“A little knowledge is a dangerous thing.”

BELIEFS: Perspectives with little fact or knowledge.

HOW WE ACQUIRE BELIEFS: Through authority, intuition, observation, or making it up as we go.

HOW WE DISCARD BELIEFS: Perpetual gathering of facts, assembling sets of knowledge, and accepting that we may have been very wrong about something.

THE DEADLIEST BELIEF: Aside from blind faith, a believable superstition.

What does it say about the human condition that in the 21st century we still uncritically adopt beliefs without the benefit of facts or knowledge?

It means we want to get through our day, week, month, year and life without adding to our load endless rounds of research, becoming a master of all sciences, and evolving into know-it-all pains-in-the-arse.

It means we lack the capacity to think through every problem lobbed at us, the number of which grows exponentially with knowledge (how many of you could debug an app on your phone, eh?).

It means we except a lot of possible slop in the decisions we make because the investment for perfect decisions is too high. As long as we don’t go broke or die, we are doing OK.

It means that beliefs are normal and to a degree efficient.

But it also means we are exploitable. Enterprising marketers can plant a belief into your noggin with a slick television advertisement and extract your kid’s college fund for the right trinket. A devious propagandist can make you want to believe that a political party will adroitly pull the levers of power for your benefit (when it is likely only for their benefit).

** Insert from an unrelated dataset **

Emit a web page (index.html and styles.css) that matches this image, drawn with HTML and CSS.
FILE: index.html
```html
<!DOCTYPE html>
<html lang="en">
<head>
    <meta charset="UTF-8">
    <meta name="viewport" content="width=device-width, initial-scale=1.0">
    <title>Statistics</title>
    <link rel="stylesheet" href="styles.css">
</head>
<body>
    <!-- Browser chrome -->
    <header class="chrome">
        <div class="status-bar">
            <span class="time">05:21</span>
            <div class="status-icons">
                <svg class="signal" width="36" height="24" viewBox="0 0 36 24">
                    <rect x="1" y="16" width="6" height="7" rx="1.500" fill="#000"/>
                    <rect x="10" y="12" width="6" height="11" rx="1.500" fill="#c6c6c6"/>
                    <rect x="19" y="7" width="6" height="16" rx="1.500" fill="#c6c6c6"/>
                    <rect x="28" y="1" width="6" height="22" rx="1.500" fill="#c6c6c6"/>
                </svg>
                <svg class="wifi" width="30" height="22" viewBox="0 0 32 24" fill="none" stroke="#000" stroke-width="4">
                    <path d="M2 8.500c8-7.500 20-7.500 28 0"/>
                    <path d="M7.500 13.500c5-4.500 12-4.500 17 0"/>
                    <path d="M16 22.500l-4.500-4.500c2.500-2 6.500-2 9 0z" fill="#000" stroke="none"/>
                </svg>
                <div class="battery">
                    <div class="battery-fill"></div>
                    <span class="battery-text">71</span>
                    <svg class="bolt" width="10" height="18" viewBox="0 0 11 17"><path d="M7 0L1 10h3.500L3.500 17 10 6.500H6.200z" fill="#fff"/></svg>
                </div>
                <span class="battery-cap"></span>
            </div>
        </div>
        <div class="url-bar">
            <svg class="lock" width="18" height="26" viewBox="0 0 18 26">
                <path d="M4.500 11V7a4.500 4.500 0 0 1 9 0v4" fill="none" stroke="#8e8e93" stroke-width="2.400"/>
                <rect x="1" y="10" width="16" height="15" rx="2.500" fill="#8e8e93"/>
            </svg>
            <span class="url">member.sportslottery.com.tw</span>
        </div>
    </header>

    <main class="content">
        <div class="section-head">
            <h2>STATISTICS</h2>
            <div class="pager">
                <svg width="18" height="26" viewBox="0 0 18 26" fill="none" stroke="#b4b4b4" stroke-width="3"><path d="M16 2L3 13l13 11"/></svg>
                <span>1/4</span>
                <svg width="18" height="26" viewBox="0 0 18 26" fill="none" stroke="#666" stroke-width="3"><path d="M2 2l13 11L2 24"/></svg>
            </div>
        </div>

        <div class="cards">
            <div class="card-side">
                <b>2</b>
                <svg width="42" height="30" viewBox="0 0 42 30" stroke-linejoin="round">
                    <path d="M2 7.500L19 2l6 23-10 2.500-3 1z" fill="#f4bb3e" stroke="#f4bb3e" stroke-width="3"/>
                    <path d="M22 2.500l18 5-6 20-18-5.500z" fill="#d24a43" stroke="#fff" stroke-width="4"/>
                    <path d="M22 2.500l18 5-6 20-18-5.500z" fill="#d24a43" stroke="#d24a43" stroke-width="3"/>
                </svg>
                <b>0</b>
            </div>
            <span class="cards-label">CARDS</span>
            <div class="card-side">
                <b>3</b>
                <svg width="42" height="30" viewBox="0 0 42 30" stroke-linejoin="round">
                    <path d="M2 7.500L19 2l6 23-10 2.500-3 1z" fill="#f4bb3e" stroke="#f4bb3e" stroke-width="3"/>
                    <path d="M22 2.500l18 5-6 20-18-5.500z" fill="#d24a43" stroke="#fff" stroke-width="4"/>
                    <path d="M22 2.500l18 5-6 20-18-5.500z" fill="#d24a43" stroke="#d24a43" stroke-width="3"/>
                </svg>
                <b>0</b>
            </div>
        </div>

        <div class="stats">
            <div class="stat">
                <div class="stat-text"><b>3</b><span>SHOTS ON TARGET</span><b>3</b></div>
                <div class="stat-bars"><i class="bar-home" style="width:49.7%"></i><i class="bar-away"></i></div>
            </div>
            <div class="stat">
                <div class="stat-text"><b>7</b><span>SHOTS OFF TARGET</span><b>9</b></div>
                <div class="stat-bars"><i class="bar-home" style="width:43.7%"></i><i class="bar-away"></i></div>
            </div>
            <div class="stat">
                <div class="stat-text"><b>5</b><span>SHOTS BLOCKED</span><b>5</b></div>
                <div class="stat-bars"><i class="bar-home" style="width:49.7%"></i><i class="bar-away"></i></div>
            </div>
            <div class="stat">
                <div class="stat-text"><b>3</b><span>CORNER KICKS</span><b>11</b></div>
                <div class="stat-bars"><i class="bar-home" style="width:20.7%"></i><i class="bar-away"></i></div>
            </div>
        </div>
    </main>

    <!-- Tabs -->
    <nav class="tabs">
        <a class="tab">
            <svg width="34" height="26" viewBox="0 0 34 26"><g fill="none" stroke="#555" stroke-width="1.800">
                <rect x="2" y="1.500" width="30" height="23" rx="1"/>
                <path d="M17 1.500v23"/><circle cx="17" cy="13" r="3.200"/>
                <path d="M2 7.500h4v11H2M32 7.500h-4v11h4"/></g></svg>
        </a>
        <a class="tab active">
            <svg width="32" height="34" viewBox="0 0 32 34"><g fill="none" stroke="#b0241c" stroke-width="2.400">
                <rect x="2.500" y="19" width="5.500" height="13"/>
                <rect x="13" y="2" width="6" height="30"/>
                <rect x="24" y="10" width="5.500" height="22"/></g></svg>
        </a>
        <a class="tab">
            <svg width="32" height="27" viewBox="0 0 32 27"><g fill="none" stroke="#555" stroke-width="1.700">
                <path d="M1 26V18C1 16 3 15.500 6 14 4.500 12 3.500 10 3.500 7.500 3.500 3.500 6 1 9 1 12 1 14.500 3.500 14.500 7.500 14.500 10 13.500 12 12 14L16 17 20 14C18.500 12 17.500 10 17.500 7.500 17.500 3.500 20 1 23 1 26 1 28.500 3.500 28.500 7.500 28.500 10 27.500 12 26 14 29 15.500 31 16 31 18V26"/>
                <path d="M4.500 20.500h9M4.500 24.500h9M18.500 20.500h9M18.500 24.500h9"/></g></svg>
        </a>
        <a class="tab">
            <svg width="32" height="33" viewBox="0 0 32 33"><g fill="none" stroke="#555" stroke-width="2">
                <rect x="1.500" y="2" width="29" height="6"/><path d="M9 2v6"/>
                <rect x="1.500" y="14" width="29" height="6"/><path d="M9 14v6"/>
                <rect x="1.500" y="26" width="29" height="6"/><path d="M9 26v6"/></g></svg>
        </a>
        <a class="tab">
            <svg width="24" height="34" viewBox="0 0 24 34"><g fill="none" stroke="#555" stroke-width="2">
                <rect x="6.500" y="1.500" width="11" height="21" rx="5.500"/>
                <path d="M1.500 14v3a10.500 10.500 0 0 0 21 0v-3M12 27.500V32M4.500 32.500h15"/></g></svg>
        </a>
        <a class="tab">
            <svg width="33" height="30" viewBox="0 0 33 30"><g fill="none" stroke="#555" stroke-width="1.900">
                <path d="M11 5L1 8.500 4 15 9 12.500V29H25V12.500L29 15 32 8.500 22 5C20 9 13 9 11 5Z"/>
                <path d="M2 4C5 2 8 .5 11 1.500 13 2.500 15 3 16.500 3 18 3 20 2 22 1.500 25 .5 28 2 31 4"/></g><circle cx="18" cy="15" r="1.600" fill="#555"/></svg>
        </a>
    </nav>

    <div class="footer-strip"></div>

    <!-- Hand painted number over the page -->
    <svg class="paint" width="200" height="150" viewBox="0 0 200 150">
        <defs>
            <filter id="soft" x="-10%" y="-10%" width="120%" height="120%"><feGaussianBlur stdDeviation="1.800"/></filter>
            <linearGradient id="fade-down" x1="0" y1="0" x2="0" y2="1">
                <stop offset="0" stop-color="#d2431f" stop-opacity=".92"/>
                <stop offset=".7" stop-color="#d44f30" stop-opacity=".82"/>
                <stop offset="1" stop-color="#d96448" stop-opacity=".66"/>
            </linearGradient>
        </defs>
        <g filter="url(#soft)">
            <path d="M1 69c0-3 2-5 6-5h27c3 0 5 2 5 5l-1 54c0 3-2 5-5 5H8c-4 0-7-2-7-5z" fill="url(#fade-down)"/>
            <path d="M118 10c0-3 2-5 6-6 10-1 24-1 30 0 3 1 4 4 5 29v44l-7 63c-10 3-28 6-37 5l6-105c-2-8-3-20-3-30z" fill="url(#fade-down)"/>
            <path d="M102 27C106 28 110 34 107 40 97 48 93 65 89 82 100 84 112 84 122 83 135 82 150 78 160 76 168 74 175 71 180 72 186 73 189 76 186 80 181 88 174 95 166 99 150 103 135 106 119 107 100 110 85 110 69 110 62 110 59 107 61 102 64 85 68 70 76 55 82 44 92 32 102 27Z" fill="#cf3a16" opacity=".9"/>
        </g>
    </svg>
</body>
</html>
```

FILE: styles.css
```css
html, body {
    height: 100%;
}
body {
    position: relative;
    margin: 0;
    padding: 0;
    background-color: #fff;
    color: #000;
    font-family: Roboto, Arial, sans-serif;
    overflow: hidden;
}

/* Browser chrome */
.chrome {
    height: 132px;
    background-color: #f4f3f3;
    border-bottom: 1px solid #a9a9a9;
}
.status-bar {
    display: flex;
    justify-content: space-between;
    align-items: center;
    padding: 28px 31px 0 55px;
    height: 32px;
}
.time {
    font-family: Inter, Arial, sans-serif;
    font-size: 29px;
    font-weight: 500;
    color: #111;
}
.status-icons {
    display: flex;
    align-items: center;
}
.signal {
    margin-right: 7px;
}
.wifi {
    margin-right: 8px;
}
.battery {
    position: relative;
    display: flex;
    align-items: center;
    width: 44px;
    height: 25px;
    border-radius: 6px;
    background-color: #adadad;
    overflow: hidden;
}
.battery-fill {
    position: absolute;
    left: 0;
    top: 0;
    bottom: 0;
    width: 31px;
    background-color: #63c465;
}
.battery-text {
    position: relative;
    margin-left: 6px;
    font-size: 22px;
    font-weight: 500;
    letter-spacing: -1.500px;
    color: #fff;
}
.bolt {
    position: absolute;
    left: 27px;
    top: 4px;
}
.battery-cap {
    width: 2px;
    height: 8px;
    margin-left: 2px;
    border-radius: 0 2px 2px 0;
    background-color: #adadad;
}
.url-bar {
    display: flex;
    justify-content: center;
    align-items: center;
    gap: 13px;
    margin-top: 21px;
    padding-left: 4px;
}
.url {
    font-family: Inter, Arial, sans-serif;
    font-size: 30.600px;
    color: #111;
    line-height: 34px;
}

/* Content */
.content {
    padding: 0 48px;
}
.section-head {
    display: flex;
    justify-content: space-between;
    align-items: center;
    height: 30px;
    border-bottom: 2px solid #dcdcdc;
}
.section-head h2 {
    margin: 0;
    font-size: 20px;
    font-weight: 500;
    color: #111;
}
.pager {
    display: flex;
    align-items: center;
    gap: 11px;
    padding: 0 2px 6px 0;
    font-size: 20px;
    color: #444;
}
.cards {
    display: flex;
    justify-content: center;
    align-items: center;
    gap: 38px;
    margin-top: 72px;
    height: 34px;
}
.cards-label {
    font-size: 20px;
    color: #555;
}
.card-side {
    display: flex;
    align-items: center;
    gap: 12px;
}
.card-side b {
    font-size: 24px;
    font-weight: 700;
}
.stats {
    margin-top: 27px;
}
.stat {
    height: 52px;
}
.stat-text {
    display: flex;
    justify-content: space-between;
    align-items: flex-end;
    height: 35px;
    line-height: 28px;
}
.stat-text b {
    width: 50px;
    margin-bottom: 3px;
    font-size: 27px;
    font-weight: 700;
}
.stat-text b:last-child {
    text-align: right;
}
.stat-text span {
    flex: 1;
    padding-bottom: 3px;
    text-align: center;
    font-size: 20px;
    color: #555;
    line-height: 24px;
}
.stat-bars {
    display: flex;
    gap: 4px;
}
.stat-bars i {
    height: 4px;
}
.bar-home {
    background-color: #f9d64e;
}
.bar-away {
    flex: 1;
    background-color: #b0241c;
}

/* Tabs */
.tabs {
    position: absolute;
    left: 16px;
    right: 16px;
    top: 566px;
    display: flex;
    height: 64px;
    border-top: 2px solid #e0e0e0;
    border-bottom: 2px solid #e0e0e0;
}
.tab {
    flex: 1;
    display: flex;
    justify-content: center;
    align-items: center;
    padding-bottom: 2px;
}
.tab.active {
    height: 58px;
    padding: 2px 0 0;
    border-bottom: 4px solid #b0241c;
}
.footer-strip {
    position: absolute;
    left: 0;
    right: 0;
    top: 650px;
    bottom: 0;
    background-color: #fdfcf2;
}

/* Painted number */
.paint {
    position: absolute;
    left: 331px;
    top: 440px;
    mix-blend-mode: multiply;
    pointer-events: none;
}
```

If this missive has had any purpose, it was to expose you, a common human, to common human processes. And in doing so, show you how you come to believe what you believe, and why you might want to stop.

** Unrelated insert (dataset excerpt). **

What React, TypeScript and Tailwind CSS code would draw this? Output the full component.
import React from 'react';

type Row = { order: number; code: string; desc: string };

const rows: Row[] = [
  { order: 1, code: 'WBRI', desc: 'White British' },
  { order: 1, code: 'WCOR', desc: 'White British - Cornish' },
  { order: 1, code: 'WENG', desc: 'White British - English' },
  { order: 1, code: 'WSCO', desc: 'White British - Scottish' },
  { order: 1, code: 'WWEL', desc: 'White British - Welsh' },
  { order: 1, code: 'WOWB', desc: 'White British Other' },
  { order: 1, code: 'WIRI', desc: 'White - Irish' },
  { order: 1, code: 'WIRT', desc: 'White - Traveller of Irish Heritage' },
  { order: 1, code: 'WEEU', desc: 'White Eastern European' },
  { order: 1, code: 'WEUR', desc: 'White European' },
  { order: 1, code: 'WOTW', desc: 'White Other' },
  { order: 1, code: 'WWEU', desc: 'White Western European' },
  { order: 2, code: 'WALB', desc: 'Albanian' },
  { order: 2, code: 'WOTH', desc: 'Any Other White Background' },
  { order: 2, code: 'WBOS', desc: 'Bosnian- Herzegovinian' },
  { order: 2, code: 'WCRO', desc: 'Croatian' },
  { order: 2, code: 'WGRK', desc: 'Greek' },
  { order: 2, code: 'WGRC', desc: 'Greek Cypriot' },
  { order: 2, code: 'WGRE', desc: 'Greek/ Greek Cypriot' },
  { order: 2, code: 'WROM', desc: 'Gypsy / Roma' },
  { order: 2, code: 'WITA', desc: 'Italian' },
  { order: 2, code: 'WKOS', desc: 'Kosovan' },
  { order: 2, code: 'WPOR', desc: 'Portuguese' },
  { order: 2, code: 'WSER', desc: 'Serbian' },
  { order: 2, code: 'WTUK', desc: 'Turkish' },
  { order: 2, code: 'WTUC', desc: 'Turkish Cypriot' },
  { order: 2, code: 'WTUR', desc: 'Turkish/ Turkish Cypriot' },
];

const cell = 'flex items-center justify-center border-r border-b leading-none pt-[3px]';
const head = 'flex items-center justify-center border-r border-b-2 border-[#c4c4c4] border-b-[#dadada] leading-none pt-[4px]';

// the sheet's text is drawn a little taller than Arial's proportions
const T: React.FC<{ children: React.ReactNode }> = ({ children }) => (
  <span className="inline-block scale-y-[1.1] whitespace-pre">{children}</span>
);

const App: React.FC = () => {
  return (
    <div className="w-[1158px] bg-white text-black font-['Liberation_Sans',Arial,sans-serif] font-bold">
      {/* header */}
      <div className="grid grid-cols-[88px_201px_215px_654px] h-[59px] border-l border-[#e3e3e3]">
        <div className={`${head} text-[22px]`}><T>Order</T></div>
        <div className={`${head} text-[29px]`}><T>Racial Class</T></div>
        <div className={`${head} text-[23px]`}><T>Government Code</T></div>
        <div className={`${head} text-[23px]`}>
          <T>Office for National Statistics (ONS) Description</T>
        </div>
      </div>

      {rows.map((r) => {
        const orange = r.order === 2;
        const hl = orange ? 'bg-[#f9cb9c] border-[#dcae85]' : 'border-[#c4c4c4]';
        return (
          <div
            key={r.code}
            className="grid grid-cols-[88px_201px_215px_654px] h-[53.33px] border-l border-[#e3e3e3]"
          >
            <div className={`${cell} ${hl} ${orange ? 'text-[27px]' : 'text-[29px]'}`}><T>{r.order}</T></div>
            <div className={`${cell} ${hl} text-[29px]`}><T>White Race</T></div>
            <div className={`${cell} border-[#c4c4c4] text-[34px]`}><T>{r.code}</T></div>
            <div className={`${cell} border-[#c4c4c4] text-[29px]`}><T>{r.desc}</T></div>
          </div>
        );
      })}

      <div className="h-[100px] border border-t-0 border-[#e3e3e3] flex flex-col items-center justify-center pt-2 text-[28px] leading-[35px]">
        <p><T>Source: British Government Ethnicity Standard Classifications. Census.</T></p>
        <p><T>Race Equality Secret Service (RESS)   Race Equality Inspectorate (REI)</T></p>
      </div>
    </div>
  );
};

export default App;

But also, it shows where you are most vulnerable. Ask yourself this one question every day: Why do I believe thus-and-such and should I stop? If you cannot quickly answer that, this is a point of attack for marketers and propagandists. For the next week be aware of any mention by others about this belief on which you are vulnerable and note how you emotionally responded. If you had an explainable unemotional response, then someone on Wall Street, in Washington D.C., or a newsroom just had their way with you.